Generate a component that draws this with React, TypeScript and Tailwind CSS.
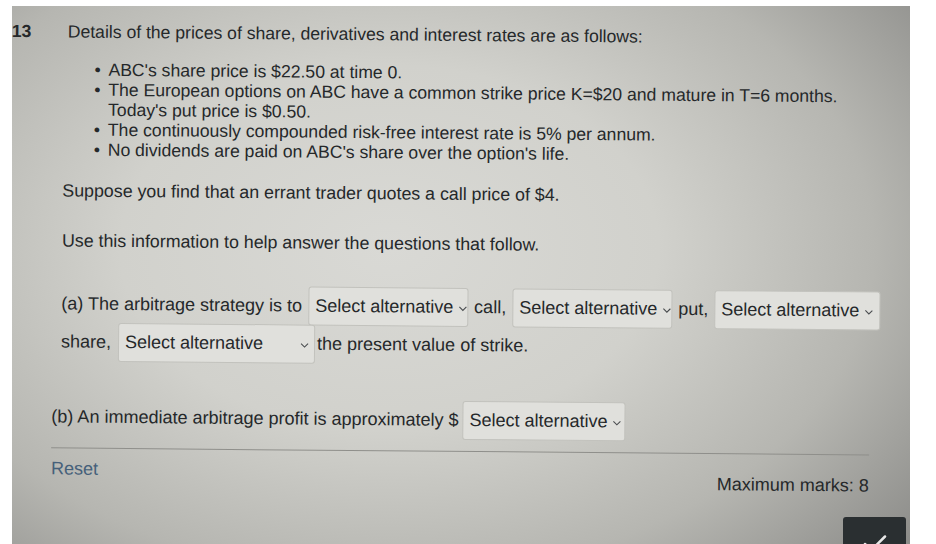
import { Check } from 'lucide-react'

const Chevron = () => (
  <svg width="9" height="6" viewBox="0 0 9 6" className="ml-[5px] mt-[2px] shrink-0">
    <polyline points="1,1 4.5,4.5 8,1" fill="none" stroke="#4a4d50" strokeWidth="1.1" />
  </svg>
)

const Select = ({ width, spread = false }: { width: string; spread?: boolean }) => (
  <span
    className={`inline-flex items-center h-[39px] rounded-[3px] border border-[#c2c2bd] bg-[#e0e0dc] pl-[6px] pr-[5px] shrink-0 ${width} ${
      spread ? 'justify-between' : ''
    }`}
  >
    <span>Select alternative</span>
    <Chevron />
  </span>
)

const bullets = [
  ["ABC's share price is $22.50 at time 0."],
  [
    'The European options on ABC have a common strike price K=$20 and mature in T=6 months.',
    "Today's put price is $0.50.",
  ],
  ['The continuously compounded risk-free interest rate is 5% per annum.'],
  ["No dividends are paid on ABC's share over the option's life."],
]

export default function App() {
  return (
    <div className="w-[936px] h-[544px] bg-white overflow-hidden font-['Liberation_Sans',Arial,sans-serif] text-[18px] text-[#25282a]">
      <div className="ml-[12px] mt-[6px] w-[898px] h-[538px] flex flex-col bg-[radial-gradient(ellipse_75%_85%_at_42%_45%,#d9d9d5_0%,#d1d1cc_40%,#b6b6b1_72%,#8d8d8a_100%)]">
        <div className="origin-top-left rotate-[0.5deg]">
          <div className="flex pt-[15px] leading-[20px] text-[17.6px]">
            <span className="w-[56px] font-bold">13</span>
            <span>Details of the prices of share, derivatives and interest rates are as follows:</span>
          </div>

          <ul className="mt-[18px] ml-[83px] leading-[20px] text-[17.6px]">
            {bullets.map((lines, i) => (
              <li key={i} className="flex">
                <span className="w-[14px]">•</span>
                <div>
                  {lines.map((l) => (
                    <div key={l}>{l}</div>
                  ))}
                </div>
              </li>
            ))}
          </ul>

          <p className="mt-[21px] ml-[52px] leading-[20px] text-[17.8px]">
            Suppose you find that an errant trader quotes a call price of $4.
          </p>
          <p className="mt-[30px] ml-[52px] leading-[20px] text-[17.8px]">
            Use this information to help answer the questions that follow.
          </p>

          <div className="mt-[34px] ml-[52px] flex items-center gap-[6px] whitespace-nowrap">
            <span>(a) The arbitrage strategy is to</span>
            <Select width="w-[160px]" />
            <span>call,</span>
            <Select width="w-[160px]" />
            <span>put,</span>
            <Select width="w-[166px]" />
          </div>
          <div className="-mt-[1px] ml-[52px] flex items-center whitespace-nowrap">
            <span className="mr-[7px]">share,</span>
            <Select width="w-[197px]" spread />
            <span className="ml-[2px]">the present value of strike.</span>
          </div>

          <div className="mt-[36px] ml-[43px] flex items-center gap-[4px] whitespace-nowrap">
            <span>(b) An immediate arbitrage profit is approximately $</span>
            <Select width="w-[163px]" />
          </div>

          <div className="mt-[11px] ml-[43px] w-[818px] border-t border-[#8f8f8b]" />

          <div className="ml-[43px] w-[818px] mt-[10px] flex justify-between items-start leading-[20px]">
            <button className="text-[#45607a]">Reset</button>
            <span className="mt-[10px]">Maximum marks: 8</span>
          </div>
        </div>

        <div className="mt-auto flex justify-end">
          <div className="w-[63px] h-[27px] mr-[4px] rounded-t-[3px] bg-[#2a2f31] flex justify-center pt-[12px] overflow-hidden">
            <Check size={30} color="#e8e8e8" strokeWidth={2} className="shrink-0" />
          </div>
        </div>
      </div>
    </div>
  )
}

# # # #

» **STATED GOAL**: Pictures in the data above should not be copied; transcribe everything else exactly.

» **EXERCISE RESPONSE**:
Generate a component that draws this with React, TypeScript and Tailwind CSS.
import { Check } from 'lucide-react'

const Chevron = () => (
  <svg width="9" height="6" viewBox="0 0 9 6" className="ml-[5px] mt-[2px] shrink-0">
    <polyline points="1,1 4.5,4.5 8,1" fill="none" stroke="#4a4d50" strokeWidth="1.1" />
  </svg>
)

const Select = ({ width, spread = false }: { width: string; spread?: boolean }) => (
  <span
    className={`inline-flex items-center h-[39px] rounded-[3px] border border-[#c2c2bd] bg-[#e0e0dc] pl-[6px] pr-[5px] shrink-0 ${width} ${
      spread ? 'justify-between' : ''
    }`}
  >
    <span>Select alternative</span>
    <Chevron />
  </span>
)

const bullets = [
  ["ABC's share price is $22.50 at time 0."],
  [
    'The European options on ABC have a common strike price K=$20 and mature in T=6 months.',
    "Today's put price is $0.50.",
  ],
  ['The continuously compounded risk-free interest rate is 5% per annum.'],
  ["No dividends are paid on ABC's share over the option's life."],
]

export default function App() {
  return (
    <div className="w-[936px] h-[544px] bg-white overflow-hidden font-['Liberation_Sans',Arial,sans-serif] text-[18px] text-[#25282a]">
      <div className="ml-[12px] mt-[6px] w-[898px] h-[538px] flex flex-col bg-[radial-gradient(ellipse_75%_85%_at_42%_45%,#d9d9d5_0%,#d1d1cc_40%,#b6b6b1_72%,#8d8d8a_100%)]">
        <div className="origin-top-left rotate-[0.5deg]">
          <div className="flex pt-[15px] leading-[20px] text-[17.6px]">
            <span className="w-[56px] font-bold">13</span>
            <span>Details of the prices of share, derivatives and interest rates are as follows:</span>
          </div>

          <ul className="mt-[18px] ml-[83px] leading-[20px] text-[17.6px]">
            {bullets.map((lines, i) => (
              <li key={i} className="flex">
                <span className="w-[14px]">•</span>
                <div>
                  {lines.map((l) => (
                    <div key={l}>{l}</div>
                  ))}
                </div>
              </li>
            ))}
          </ul>

          <p className="mt-[21px] ml-[52px] leading-[20px] text-[17.8px]">
            Suppose you find that an errant trader quotes a call price of $4.
          </p>
          <p className="mt-[30px] ml-[52px] leading-[20px] text-[17.8px]">
            Use this information to help answer the questions that follow.
          </p>

          <div className="mt-[34px] ml-[52px] flex items-center gap-[6px] whitespace-nowrap">
            <span>(a) The arbitrage strategy is to</span>
            <Select width="w-[160px]" />
            <span>call,</span>
            <Select width="w-[160px]" />
            <span>put,</span>
            <Select width="w-[166px]" />
          </div>
          <div className="-mt-[1px] ml-[52px] flex items-center whitespace-nowrap">
            <span className="mr-[7px]">share,</span>
            <Select width="w-[197px]" spread />
            <span className="ml-[2px]">the present value of strike.</span>
          </div>

          <div className="mt-[36px] ml-[43px] flex items-center gap-[4px] whitespace-nowrap">
            <span>(b) An immediate arbitrage profit is approximately $</span>
            <Select width="w-[163px]" />
          </div>

          <div className="mt-[11px] ml-[43px] w-[818px] border-t border-[#8f8f8b]" />

          <div className="ml-[43px] w-[818px] mt-[10px] flex justify-between items-start leading-[20px]">
            <button className="text-[#45607a]">Reset</button>
            <span className="mt-[10px]">Maximum marks: 8</span>
          </div>
        </div>

        <div className="mt-auto flex justify-end">
          <div className="w-[63px] h-[27px] mr-[4px] rounded-t-[3px] bg-[#2a2f31] flex justify-center pt-[12px] overflow-hidden">
            <Check size={30} color="#e8e8e8" strokeWidth={2} className="shrink-0" />
          </div>
        </div>
      </div>
    </div>
  )
}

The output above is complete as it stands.